The point here isn’t to single out Simmons, a bona fide 5-star talent who (rough night notwithstanding) remains one of the conference’s most promising young players, or anyone else on the MSU defense; it’s to it’s to highlight the kind of physicality from Georgia that’s been sorely missing against top-shelf SEC defenses for at least the past two years.
The Bulldogs aren’t massive between the tackles (Baker and Gaillard are listed at 287 and 288 pounds, respectively, undersized for modern SEC blockers) but they made a compelling case Saturday that they have the muscle to grind out a steady living on the ground against the rest of the regular-season schedule, at least. If that’s the case, the looming impasse at quarterback may be strictly academic.
Matt’s last point there shouldn’t be understated. If the offensive line is in fact on the road to steadiness, the pressure to find a quarterback to carry the team is lessened significantly. If Georgia can run the ball consistently, given the dominance of the defense and the improved special teams play, all that’s needed at quarterback is a competent game manager who can move the chains without plunging the team into trouble because of poor decision-making. That should sound like a familiar formula to anyone who’s been watching the conference’s dominant program over the last decade.

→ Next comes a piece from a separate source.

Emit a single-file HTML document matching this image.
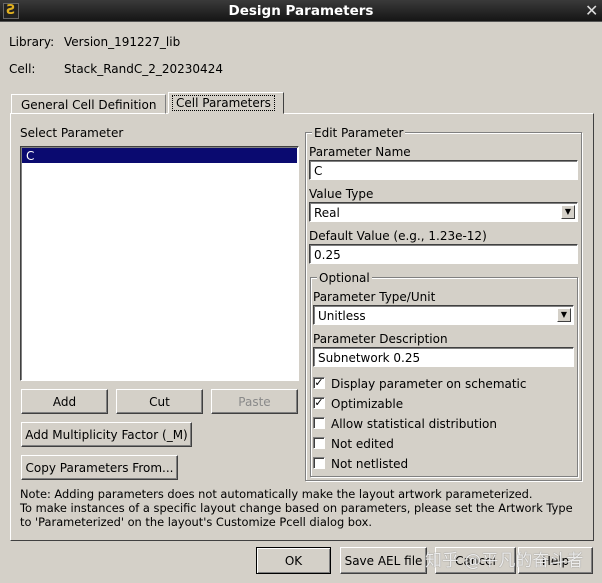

All of which brings me back to Sam Pittman. In a little over a season’s worth of work, he’s already shown himself to be the best recruiter at that position in years. If what we saw Saturday night wasn’t a mirage, maybe it turns out that the man is all he’s cracked up to be, given time. Or maybe this is just another crazy coincidence:
Does that possibly explain why Bert took Pittman’s departure so hard? His loss is looking like Georgia’s gain.